A majority of the environmental samples confirmed the use of sarin. The samples were taken from impact sites and surrounding areas – locations where survivors were also found to have been affected by sarin.
MUNITIONS USED IN THE ATTACKS
The team was also able to examine impacted and exploded surface-to-surface rockets that are capable of carrying a chemical payload. These were carefully measured, photographed and sampled. A majority of the rockets or rocket fragments recovered were found to be carrying sarin.
The report says that the UN team recovered munitions from Moadamiyah (West Ghouta) and Zamalka/Ein Tarma (East Ghouta).

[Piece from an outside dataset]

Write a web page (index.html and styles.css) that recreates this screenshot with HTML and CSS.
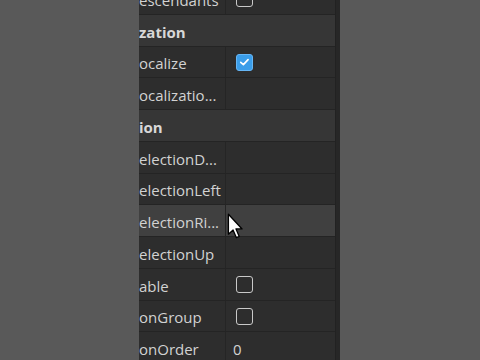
FILE: index.html
```html
<!DOCTYPE html>
<html>
<head>
<meta charset="utf-8">
<link rel="stylesheet" href="styles.css">
</head>
<body>
<div class="frame">
  <div class="side"></div>
  <div class="panel">
    <div class="list">
      <div class="row"><div class="name">escendants</div><div class="value"><span class="cb"></span></div></div>
      <div class="row header"><div class="name">zation</div></div>
      <div class="row"><div class="name">ocalize</div><div class="value"><span class="cb checked"><svg viewBox="0 0 16 16" width="16" height="16"><path d="M4 8.3 L6.8 10.8 L11.8 5.4" fill="none" stroke="#ffffff" stroke-width="1.8" stroke-linecap="round" stroke-linejoin="round"/></svg></span></div></div>
      <div class="row"><div class="name">ocalizatio...</div><div class="value"></div></div>
      <div class="row header"><div class="name">ion</div></div>
      <div class="row"><div class="name">electionD...</div><div class="value"></div></div>
      <div class="row"><div class="name">electionLeft</div><div class="value"></div></div>
      <div class="row hover"><div class="name">electionRi...</div><div class="value"></div></div>
      <div class="row"><div class="name">electionUp</div><div class="value"></div></div>
      <div class="row"><div class="name">able</div><div class="value"><span class="cb"></span></div></div>
      <div class="row"><div class="name">onGroup</div><div class="value"><span class="cb"></span></div></div>
      <div class="row"><div class="name">onOrder</div><div class="value"><span class="num">0</span></div></div>
    </div>
    <div class="scroll"></div>
    <svg class="cursor" viewBox="0 0 13 21" width="17" height="27"><path d="M1 1 L1 16.5 L4.6 13.2 L7.2 19.2 L9.4 18.2 L6.9 12.4 L11.6 12.4 Z" fill="#ffffff" stroke="#000000" stroke-width="1" stroke-linejoin="round"/></svg>
  </div>
  <div class="side"></div>
</div>
</body>
</html>
```
FILE: styles.css
```css
html, body {
  margin: 0;
  padding: 0;
  background: #595959;
}
.frame {
  width: 480px;
  height: 360px;
  display: flex;
  overflow: hidden;
}
.side {
  width: 139px;
  flex: none;
  background: #595959;
}
.side:last-child {
  width: 140px;
}
.panel {
  position: relative;
  width: 201px;
  flex: none;
  background: #2d2d2d;
  display: flex;
  overflow: hidden;
}
.list {
  flex: 1;
  margin-top: -17px;
  display: flex;
  flex-direction: column;
}
.row {
  display: flex;
  height: 30.75px;
  flex: none;
  border-bottom: 1px solid #242424;
  background: #2d2d2d;
  font-family: "Open Sans", "Noto Sans", sans-serif;
  font-size: 15px;
  color: #d2d2d2;
}
.row.header {
  background: #363636;
  font-weight: bold;
  color: #d8d8d8;
}
.row.hover {
  background: #404040;
}
.name {
  width: 87px;
  flex: none;
  border-right: 1px solid #252525;
  white-space: nowrap;
  overflow: hidden;
  display: flex;
  align-items: center;
  padding-top: 3px;
  box-sizing: border-box;
}
.header .name {
  width: auto;
  flex: 1;
  border-right: none;
}
.value {
  flex: 1;
  display: flex;
  align-items: center;
  padding-left: 10px;
  padding-top: 1px;
}
.cb {
  width: 17px;
  height: 17px;
  box-sizing: border-box;
  border: 1.5px solid #c9c9c9;
  border-radius: 3px;
  display: block;
}
.cb.checked {
  border: 1px solid #66b6f5;
  background: #3a9de9;
  display: flex;
  align-items: center;
  justify-content: center;
}
.cb.checked svg {
  display: block;
}
.num {
  margin-left: -3px;
  padding-top: 2px;
}
.scroll {
  width: 4px;
  flex: none;
  background: #272727;
  border-left: 1px solid #222222;
}
.cursor {
  position: absolute;
  left: 88px;
  top: 213px;
}
```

One of the munitions found on the alleged chemical weapons impact sites in Moadamiyah had “black numbers on the outside, 97-179; and engravings on the bottom ring of the engine, г и ш 4 25 6 7 179к”.
The inspectors admitted that there were issues in examining the munitions including the very limited time given to conduct a survey of both locations, and the fact that the sites had both “been well traveled by other individuals both before and during the investigation. Fragments and other possible evidence have clearly been handled/ moved prior to the arrival of the investigation team”.
In Zamalka/ Ein Tarma, the team found similar alleged munitions on the roof of a five story building, and in an open field. Both “had features consistent with that of an unguided rocket”. The report includes photographs of parts of the munitions.
The inspection team said that of five impact sites, three were unsuitable for determining the munitions’ trajectory. The sites at Moadamiyeh and Ein Tarma allowed for the likely trajectory of the rockets to be determined.
The munition linked to the impact site at Moadamiyeh matches “one of the variants of the M14 artillery rocket, either with an original or improvised warhead. The rocket was likely launched form a single, multi-barrel launcher.
The munition linked to the impact site at Ein Terma matches a 330mm caliber artillery rocket and was launched with an azimuth of 105 degrees in an east-southeast trajectory.
US-RUSSIA AGREEMENT OVER ASSAD’S CHEMICAL WEAPONS STOCKS
Regarding the US-Russia agreement that Assad place his chemical weapons stocks under international control, Ban said that he “agree[d] there should be consequences for non-compliance. Any use of chemical weapons by anyone, anywhere, is a crime.”
THE WIDER SYRIAN CONFLICT
The UN Secretary General said that the chemical weapons attacks were just part of the Syrian conflict.
We should not lose sight of the broader perspective of the Syrian crisis. The terrible loss of life on 21 August was the result of one of many attacks that have collectively killed more than 100,000 people in Syria during the past two and a half years.
The UN Commission of Inquiry has reported that Government and pro-government forces have committed murder, enforced disappearances, extrajudicial executions, rape and torture against civilians. It has also reported that anti-government armed groups have committed murder, executions, torture and hostage-taking. There has been indiscriminate shelling of civilian neighborhoods by all sides. Yet arms continue to flow to the country and the region.